* Exercise directions: Each line in the material below, starting at the one with "Recreate this image" and ending at the one with "const items = (texts: string[]): Item[]", is to be reproduced exactly; no picture is to be copied.

* Dataset:
###

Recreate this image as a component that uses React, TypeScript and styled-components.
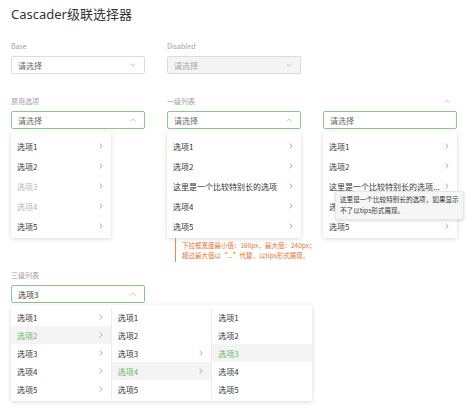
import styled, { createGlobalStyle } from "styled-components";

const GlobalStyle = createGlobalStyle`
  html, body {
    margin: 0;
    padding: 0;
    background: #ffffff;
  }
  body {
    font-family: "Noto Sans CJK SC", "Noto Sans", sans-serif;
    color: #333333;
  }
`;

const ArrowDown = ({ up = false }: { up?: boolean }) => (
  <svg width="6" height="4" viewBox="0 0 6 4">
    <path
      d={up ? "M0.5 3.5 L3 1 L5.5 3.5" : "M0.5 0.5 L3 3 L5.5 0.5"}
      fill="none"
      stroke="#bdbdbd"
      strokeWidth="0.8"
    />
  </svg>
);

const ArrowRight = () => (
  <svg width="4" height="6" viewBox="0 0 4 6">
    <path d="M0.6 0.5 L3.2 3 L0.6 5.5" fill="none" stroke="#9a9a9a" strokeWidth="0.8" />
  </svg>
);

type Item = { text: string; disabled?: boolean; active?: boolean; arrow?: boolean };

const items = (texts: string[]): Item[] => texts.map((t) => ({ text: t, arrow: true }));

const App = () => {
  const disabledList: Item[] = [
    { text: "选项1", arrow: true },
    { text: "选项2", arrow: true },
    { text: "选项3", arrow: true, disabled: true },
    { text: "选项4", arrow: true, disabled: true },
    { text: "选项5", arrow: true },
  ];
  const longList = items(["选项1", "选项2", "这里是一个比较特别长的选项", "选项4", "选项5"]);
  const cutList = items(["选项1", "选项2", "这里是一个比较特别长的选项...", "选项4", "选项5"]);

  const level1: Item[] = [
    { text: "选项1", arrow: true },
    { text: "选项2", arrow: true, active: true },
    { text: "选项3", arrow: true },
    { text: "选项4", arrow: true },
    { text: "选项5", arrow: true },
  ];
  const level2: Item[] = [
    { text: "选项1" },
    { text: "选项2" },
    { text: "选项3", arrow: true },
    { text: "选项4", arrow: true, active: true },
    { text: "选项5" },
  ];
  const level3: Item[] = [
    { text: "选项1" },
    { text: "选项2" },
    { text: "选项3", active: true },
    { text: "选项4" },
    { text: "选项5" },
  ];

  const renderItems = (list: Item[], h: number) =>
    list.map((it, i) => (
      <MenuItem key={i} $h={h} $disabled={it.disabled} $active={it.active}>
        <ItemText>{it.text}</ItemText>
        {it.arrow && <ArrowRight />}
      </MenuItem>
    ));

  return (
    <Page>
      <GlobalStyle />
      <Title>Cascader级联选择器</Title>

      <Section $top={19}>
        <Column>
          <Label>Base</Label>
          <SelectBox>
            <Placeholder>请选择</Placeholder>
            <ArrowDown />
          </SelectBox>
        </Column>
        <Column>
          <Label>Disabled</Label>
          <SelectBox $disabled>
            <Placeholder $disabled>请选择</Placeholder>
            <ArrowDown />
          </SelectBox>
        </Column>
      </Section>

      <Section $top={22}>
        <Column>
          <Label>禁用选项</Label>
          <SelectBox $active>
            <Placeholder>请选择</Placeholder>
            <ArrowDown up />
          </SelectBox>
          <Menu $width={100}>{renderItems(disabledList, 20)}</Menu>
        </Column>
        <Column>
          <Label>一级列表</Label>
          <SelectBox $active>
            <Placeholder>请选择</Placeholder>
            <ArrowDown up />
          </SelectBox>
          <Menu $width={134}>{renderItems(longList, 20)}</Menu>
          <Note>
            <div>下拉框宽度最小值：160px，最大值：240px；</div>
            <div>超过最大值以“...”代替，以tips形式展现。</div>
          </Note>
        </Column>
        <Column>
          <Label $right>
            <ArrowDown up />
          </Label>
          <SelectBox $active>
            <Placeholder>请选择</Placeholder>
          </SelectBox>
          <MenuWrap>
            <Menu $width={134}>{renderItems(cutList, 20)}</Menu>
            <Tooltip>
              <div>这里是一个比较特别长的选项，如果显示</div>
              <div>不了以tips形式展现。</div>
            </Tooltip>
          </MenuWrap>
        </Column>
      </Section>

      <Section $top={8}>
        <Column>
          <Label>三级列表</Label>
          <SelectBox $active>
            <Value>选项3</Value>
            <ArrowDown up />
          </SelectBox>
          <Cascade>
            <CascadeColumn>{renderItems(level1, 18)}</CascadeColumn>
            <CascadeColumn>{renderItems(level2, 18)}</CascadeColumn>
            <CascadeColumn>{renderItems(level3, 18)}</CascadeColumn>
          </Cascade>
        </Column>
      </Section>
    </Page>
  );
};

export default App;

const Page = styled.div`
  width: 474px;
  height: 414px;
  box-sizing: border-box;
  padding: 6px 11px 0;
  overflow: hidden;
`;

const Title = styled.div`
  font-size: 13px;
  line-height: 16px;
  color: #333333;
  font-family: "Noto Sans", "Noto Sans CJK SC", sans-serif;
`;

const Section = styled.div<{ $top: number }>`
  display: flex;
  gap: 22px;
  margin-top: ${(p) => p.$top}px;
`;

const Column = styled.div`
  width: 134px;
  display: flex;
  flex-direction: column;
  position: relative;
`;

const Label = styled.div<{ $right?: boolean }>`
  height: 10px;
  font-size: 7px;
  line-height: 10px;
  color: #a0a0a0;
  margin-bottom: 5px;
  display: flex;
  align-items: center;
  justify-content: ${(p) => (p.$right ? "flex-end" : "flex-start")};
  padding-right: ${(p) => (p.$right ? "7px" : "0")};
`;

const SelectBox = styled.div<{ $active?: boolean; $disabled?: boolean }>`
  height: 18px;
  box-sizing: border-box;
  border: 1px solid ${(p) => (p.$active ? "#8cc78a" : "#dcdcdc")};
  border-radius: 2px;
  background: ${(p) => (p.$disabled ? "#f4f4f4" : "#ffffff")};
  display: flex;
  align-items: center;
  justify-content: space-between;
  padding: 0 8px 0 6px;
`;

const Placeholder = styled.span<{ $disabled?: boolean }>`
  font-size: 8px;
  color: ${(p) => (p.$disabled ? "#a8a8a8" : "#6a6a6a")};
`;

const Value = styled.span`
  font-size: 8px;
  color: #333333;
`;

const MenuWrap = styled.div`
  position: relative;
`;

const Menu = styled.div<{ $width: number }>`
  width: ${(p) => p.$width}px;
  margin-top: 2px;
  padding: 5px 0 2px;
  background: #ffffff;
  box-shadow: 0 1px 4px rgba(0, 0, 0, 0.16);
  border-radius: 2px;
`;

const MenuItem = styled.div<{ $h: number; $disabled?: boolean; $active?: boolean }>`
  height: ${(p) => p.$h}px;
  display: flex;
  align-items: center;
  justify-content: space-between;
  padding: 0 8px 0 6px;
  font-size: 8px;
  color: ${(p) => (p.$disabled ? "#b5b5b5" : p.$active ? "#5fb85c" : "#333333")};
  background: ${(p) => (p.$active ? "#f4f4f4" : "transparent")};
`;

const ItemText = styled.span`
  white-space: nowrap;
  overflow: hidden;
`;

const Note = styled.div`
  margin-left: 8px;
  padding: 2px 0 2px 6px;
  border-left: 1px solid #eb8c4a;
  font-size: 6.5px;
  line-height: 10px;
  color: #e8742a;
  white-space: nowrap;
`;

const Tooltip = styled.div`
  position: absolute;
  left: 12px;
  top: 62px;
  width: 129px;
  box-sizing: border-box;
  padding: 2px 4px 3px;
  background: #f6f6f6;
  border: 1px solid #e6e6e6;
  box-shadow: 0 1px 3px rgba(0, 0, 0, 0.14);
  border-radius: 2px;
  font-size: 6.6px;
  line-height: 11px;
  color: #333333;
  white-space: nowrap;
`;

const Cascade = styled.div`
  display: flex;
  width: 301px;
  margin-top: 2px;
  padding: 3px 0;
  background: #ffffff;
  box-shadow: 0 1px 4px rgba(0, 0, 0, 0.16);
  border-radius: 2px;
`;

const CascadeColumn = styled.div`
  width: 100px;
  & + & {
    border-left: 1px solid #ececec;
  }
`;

###

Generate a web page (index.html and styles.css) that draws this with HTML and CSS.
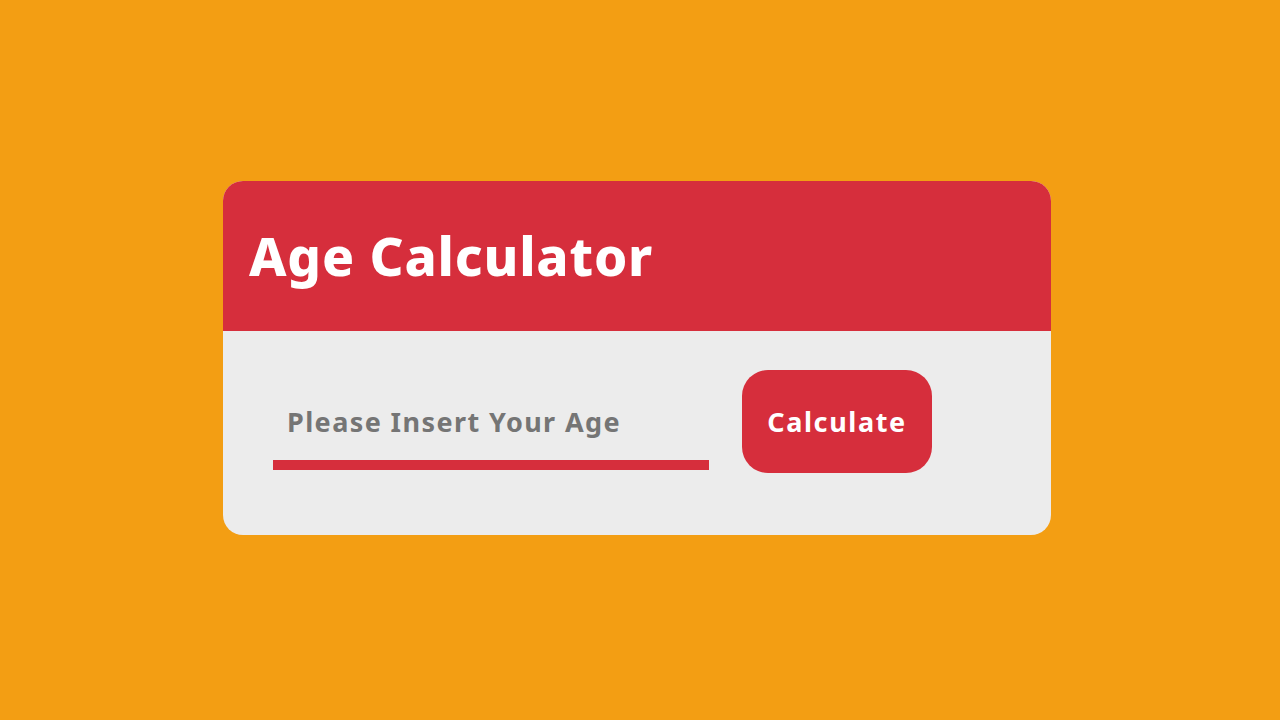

###

* Full solution:
Recreate this image as a component that uses React, TypeScript and styled-components.
import styled, { createGlobalStyle } from "styled-components";

const GlobalStyle = createGlobalStyle`
  html, body {
    margin: 0;
    padding: 0;
    background: #ffffff;
  }
  body {
    font-family: "Noto Sans CJK SC", "Noto Sans", sans-serif;
    color: #333333;
  }
`;

const ArrowDown = ({ up = false }: { up?: boolean }) => (
  <svg width="6" height="4" viewBox="0 0 6 4">
    <path
      d={up ? "M0.5 3.5 L3 1 L5.5 3.5" : "M0.5 0.5 L3 3 L5.5 0.5"}
      fill="none"
      stroke="#bdbdbd"
      strokeWidth="0.8"
    />
  </svg>
);

const ArrowRight = () => (
  <svg width="4" height="6" viewBox="0 0 4 6">
    <path d="M0.6 0.5 L3.2 3 L0.6 5.5" fill="none" stroke="#9a9a9a" strokeWidth="0.8" />
  </svg>
);

type Item = { text: string; disabled?: boolean; active?: boolean; arrow?: boolean };

const items = (texts: string[]): Item[] => texts.map((t) => ({ text: t, arrow: true }));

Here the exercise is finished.